Since we know that death is natural, it follows that things which are natural are neither good nor evil.  The sun, trees, ants, cosmos, man.  The actions of rational beings might be good and evil, however.  Our reactions might also.  So if death is merely an indifferent thing, it behooves us to choose our reaction to it appropriately.

The chapter selection above also makes note that many other men have faced death with equanimity, with courage, acceptance, and honor.  Is it that these are so much greater than I; or is it merely that their thinking is better?  If it is the former, than so be it.  But if it is the later, then there should be something I can do about it.

“Our fears tend to be irrationally selective and when confronted with the stark logic of ‘If you worry about that you might as well worry about everything’, people are often forced to concede that becoming preoccupied with hypothetical catastrophes in general is a waste of time and energy.
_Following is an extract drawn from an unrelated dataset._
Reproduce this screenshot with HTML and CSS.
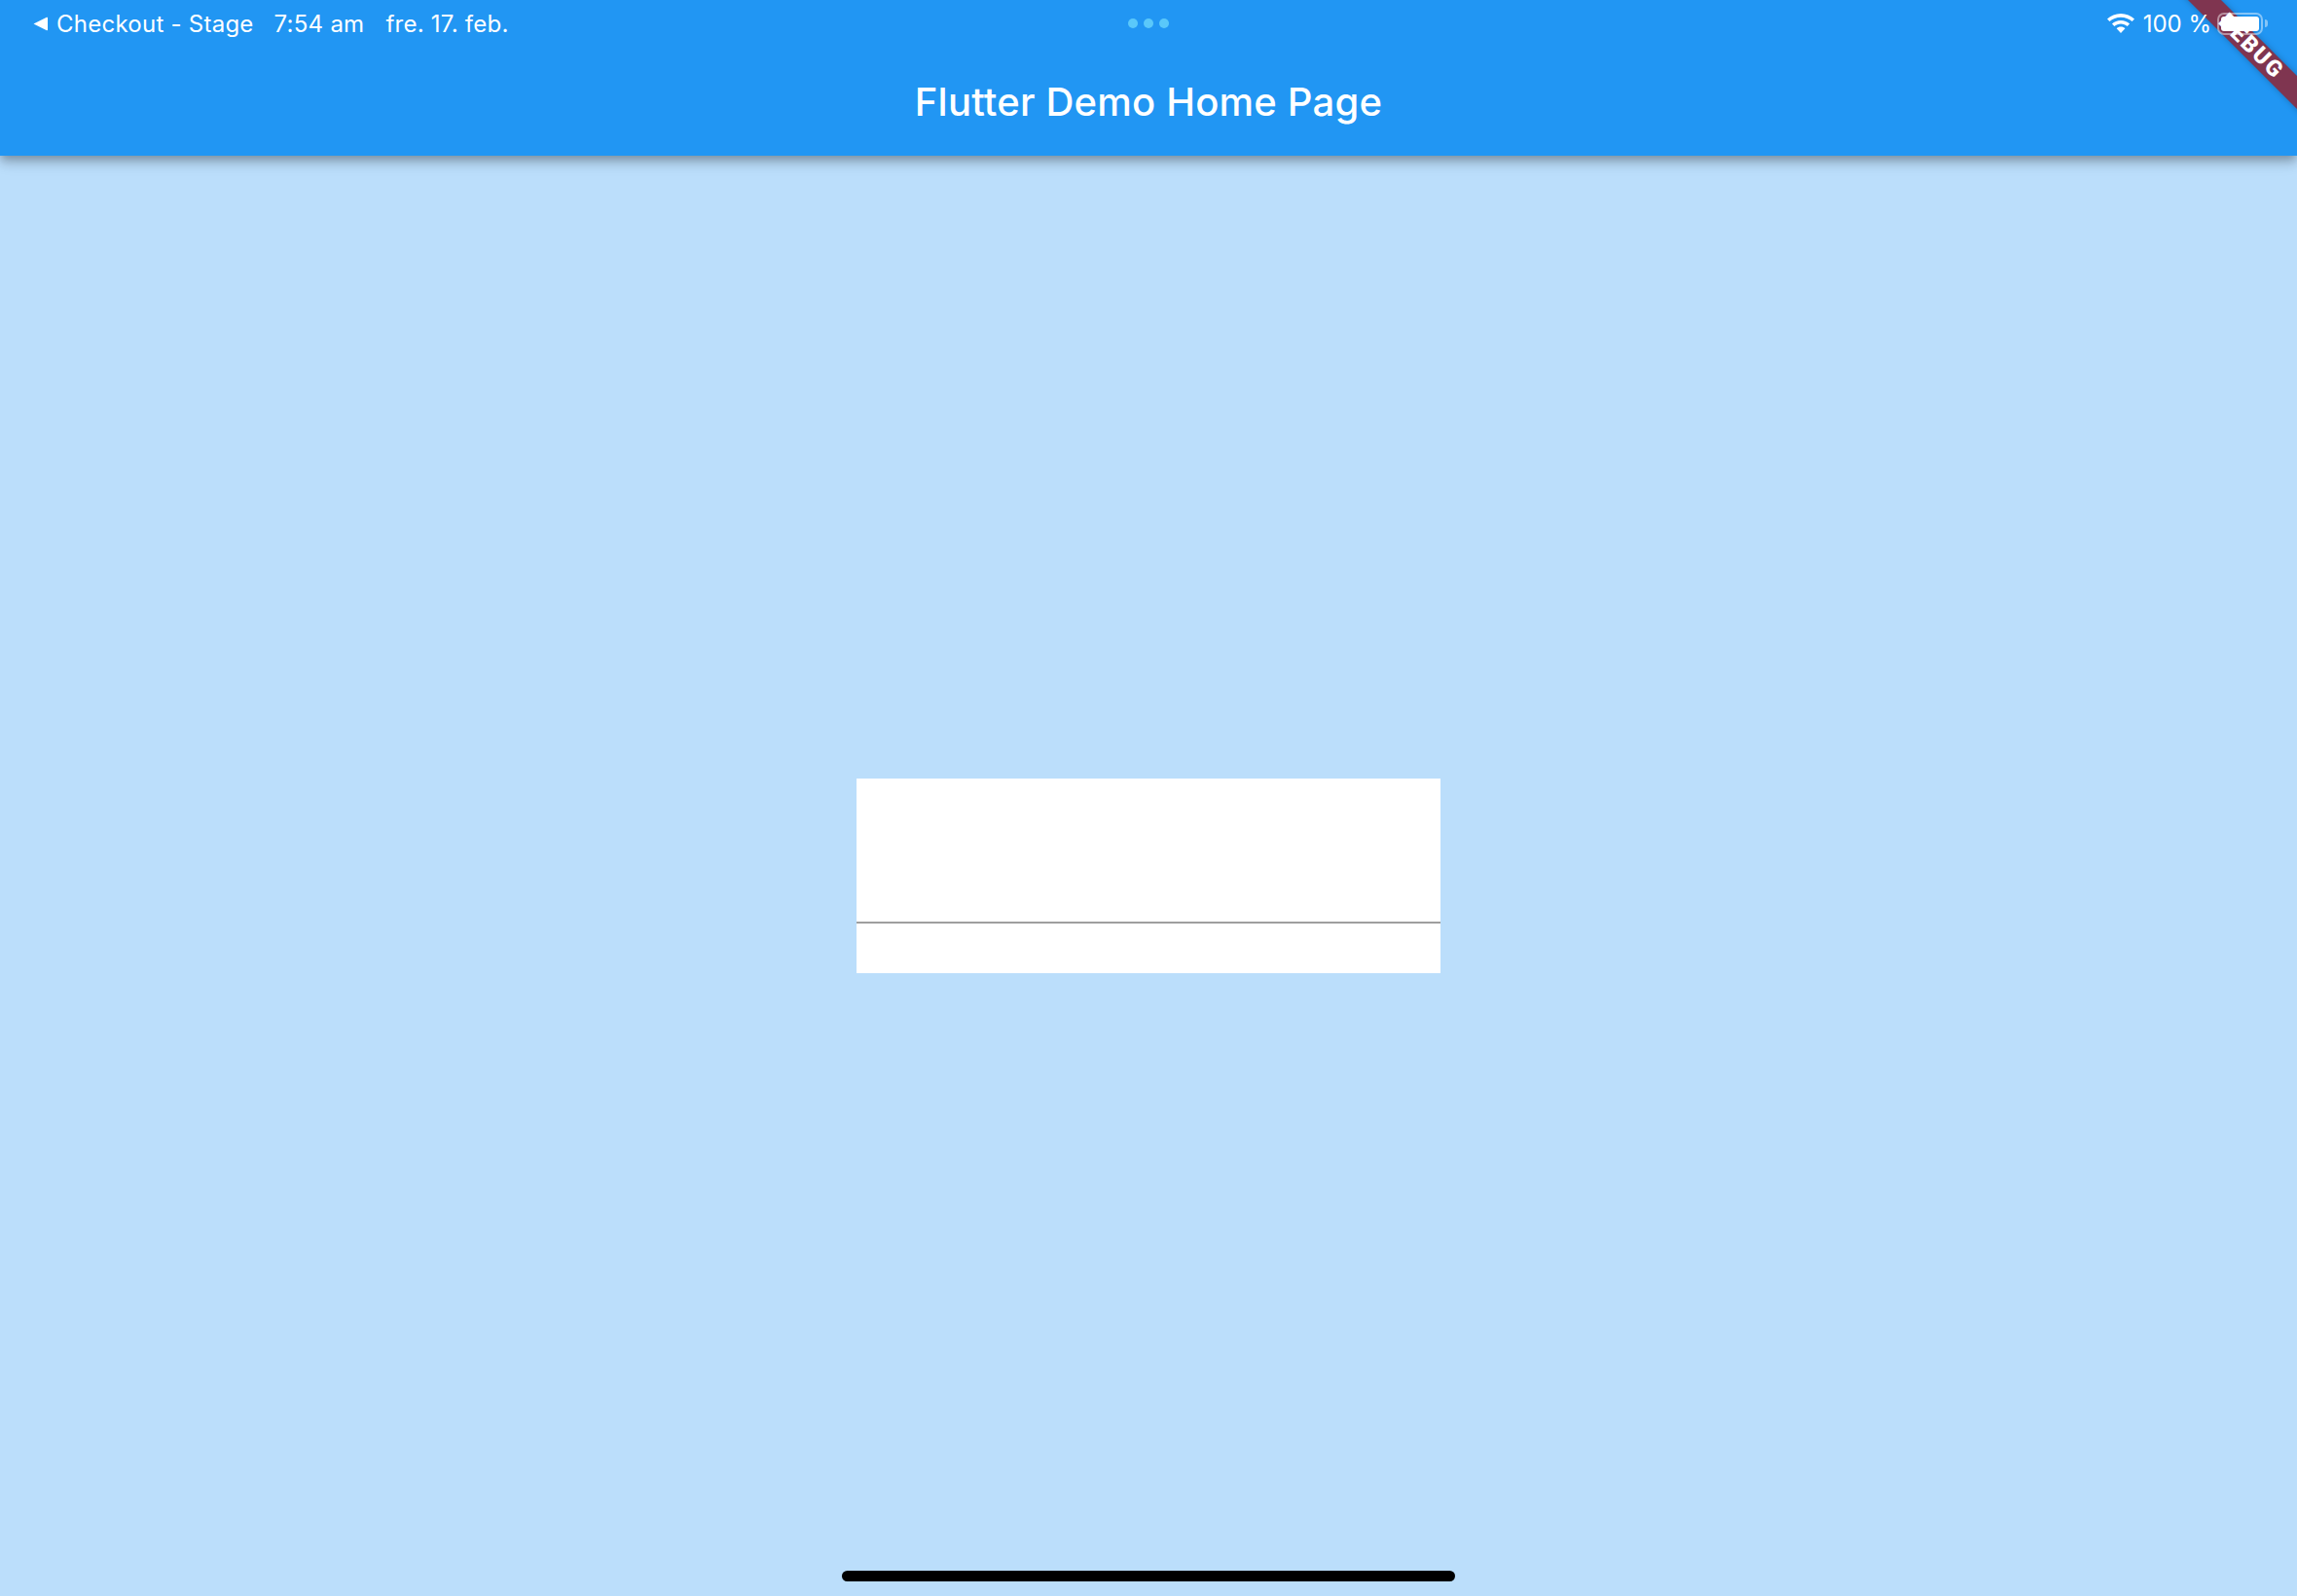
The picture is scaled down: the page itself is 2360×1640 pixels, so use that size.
FILE: index.html
```html
<!DOCTYPE html>
<html>
<head>
	<link rel="stylesheet" href="styles.css">
</head>
<body>
    <div id="page">
        <div id="app_bar">
            <div id="status_bar">
                <div class="status_left">
                    <svg class="back_arrow" width="15" height="15" viewBox="0 0 15 15"><path d="M.5 7.500 14 .8Q15 .4 15 1.500V13.500Q15 14.600 14 14.200Z" fill="#fff"/></svg>
                    <span class="back_label">Checkout - Stage</span>
                    <span class="clock">7:54 am</span>
                    <span class="date">fre. 17. feb.</span>
                </div>
                <div class="status_dots"><i></i><i></i><i></i></div>
                <div class="status_right">
                    <svg class="wifi" width="28" height="20" viewBox="1.9 1.200 24.200 18.300" preserveAspectRatio="none">
                        <path d="M14 4.600c3.900 0 7.400 1.500 10 4l2.100-2.300C22.900 3.200 18.700 1.200 14 1.200S5.100 3.200 1.900 6.300L4 8.600c2.600-2.500 6.100-4 10-4Z" fill="#fff"/>
                        <path d="M14 10.800c2.200 0 4.200.9 5.700 2.300l2.100-2.300c-2-2-4.800-3.200-7.800-3.200s-5.800 1.200-7.800 3.200l2.100 2.300c1.500-1.400 3.500-2.300 5.700-2.300Z" fill="#fff"/>
                        <path d="M14 13.600c-1.500 0-2.800.6-3.800 1.500L14 19.500l3.800-4.400c-1-.9-2.300-1.500-3.800-1.500Z" fill="#fff"/>
                    </svg>
                    <span class="battery_label">100 %</span>
                    <div class="battery"><div class="battery_fill"></div></div>
                    <div class="battery_nub"></div>
                </div>
            </div>
            <div id="title">Flutter Demo Home Page</div>
        </div>
        <div id="content">
            <div id="field">
                <div class="field_line"></div>
            </div>
        </div>
    </div>

    <div id="debug_banner">DEBUG</div>
    <div id="home_bar"></div>
</body>
</html>
```

FILE: styles.css
```css
html, body {
	margin: 0;
	padding: 0;
}
body {
	width: 2360px;
	height: 1640px;
	overflow: hidden;
	position: relative;
	background-color: #bbdefb;
	font-family: "Roboto", sans-serif;
	color: #fff;
}
#page {
	height: 1640px;
	display: flex;
	flex-direction: column;
}
#app_bar {
	height: 160px;
	flex: none;
	background-color: #2196f3;
	box-shadow: 0 4px 8px -2px rgba(0,0,0,.2), 0 8px 10px rgba(0,0,0,.14), 0 2px 20px rgba(0,0,0,.12);
	position: relative;
}
#status_bar {
	height: 48px;
	padding: 0 30px;
	display: grid;
	grid-template-columns: 1fr auto 1fr;
	align-items: center;
	font-family: "Inter", sans-serif;
	font-size: 24px;
	letter-spacing: 0.25px;
	position: relative;
	z-index: 3;
}
.status_left {
	display: flex;
	align-items: center;
}
.back_arrow {
	margin-left: 4px;
}
.back_label {
	margin-left: 9px;
	margin-right: 21px;
}
.clock {
	margin-right: 22px;
}
.status_dots {
	display: flex;
	gap: 6px;
}
.status_dots i {
	display: block;
	width: 10px;
	height: 10px;
	border-radius: 50%;
	background-color: #5ac8fa;
}
.status_right {
	display: flex;
	align-items: center;
	justify-content: flex-end;
}
.battery_label {
	margin-left: 9px;
	margin-right: 6px;
	letter-spacing: 0;
}
.battery {
	width: 47px;
	height: 23px;
	box-sizing: border-box;
	padding: 2px;
	border: 2px solid rgba(255,255,255,.45);
	border-radius: 7px;
}
.battery_fill {
	height: 100%;
	background-color: #fff;
	border-radius: 3px;
}
.battery_nub {
	width: 3px;
	height: 8px;
	margin-left: 2px;
	background-color: rgba(255,255,255,.45);
	border-radius: 0 3px 3px 0;
}
#title {
	height: 112px;
	display: flex;
	align-items: center;
	justify-content: center;
	font-family: "Inter", sans-serif;
	font-size: 40px;
	font-weight: 500;
	letter-spacing: 0.2px;
}
#content {
	flex: 1;
	display: flex;
	align-items: center;
	justify-content: center;
}
#field {
	width: 600px;
	height: 200px;
	padding-top: 147px;
	box-sizing: border-box;
	background-color: #fff;
}
.field_line {
	height: 2px;
	background-color: #9e9e9e;
}
/* banner and home bar sit over the page */
#debug_banner {
	position: absolute;
	left: 2190px;
	top: 33px;
	width: 240px;
	height: 24px;
	line-height: 24px;
	transform: rotate(45deg);
	background-color: #7f3550;
	box-shadow: 0 0 6px rgba(0,0,0,.25);
	text-align: center;
	text-indent: 8px;
	font-family: "Roboto", sans-serif;
	font-size: 23px;
	font-weight: 900;
	letter-spacing: 2px;
	z-index: 2;
}
#home_bar {
	position: absolute;
	left: 865px;
	top: 1614px;
	width: 630px;
	height: 11px;
	border-radius: 6px;
	background-color: #000;
}
```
To be everywhere is to be nowhere, and to fear everything is to fear nothing”.

The purpose of momento mori is not a morbid fascination with death (pun intended), but that we might in fact more appreciate life.  It is only by looking at relative positions and values that we can determine value.  A focus on death gives us an unflinching barometer with which to test life.  It’s purpose is liberty.  If a man always fears death, he might not live.  Death is assured, no question.  So the fear of it is the real enemy!  To shirk that fear, to drop those heavy chains of lassitude and immobility, to wake from its paralyzing effects: that is the goal!

The phrase “live every day as if it were your last” has become so cliche as to lose all meaning for most folks.  Often it is interpreted to be a sort of hedonistic anthem, #yolo !  But in fact, and reading this chapter finally drove it home to me, if one were to wake up and think “Today I will die, or if not today, then surely tomorrow.”  How would that change how I lived?  At least right now, sitting here in the afterglow of these thoughts, I don’t see myself playing on my cellphone while I could be sitting with my family and friends, despite my high score of 41 in Flappy Bird.
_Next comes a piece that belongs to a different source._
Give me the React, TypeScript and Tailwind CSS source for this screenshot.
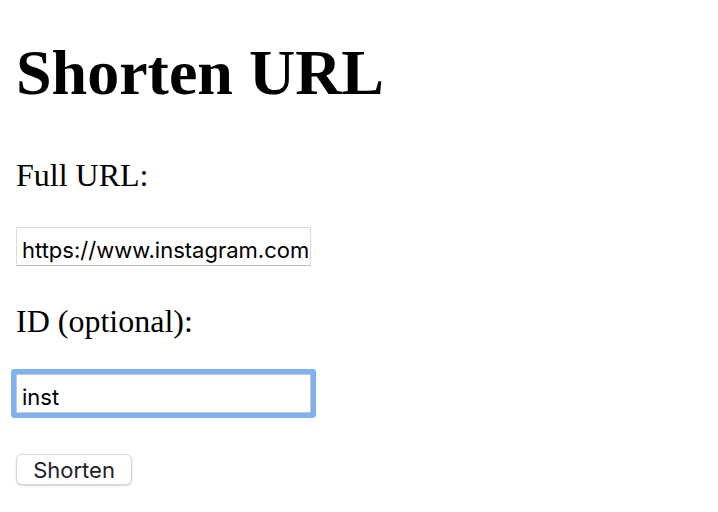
import { useState } from "react";

export default function App() {
  const [url, setUrl] = useState("https://www.instagram.com");
  const [id, setId] = useState("inst");

  return (
    <div className="min-h-[512px] bg-white px-4 font-['Liberation_Serif',serif] text-black">
      <h1 className="pt-[36px] text-[64px] font-bold leading-[74px]">Shorten URL</h1>

      <form onSubmit={(e) => e.preventDefault()}>
        <p className="mt-[47px] text-[32px] leading-[37px]">Full URL:</p>
        <input
          type="text"
          value={url}
          onChange={(e) => setUrl(e.target.value)}
          className="mt-[33px] block h-[39px] w-[295px] border border-[#dcdcdc] border-b-[#bdbdbd] bg-white pt-[6px] pl-[5px] pr-0 font-['Inter',sans-serif] text-[22px] text-black outline-none"
        />

        <p className="mt-[37px] text-[32px] leading-[37px]">ID (optional):</p>
        <input
          type="text"
          value={id}
          onChange={(e) => setId(e.target.value)}
          className="mt-[34px] block h-[39px] w-[295px] rounded-[1px] border border-[#c8c8c8] bg-white pt-[6px] pl-[5px] font-['Inter',sans-serif] text-[22px] text-black outline-none ring-[5px] ring-[#80b1f5]"
        />

        <button
          type="submit"
          className="mt-[41px] block h-[31px] w-[116px] rounded-[6px] border border-[#d6d6d6] bg-white font-['Inter',sans-serif] text-[22px] leading-none text-[#222] shadow-[0_1px_2px_rgba(0,0,0,0.18)]"
        >
          Shorten
        </button>
      </form>
    </div>
  );
}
If as we lie down to sleep, we think “I may not wake” would we be pleased with how we had conducted ourselves throughout the day?  Most days, for me, this is not so.  I would like to change that.

I very much enjoyed this chapter selection, it is thought-provoking and interesting.  I look forward to reading the rest when it arrives.

And the closing exercise:

Self-assessment: Stoic attitudes toward death (redux)
Before reading this chapter, rate how strongly you agree with the following statements, using the five-point (1-5) scale below, and then re-rate your attitudes once you’ve read and digested the contents.

1. Strongly disagree, 2. Disagree, 3. Neither agree nor disagree, 4. Agree, 5. Strongly agree

1. “Dying doesn’t frighten me very much.” (3.)
2. “It’s more important to have lived a good life than a long life.” (4.)
3. “Life and death are not intrinsically good or bad; it depends how we use them.” (4.)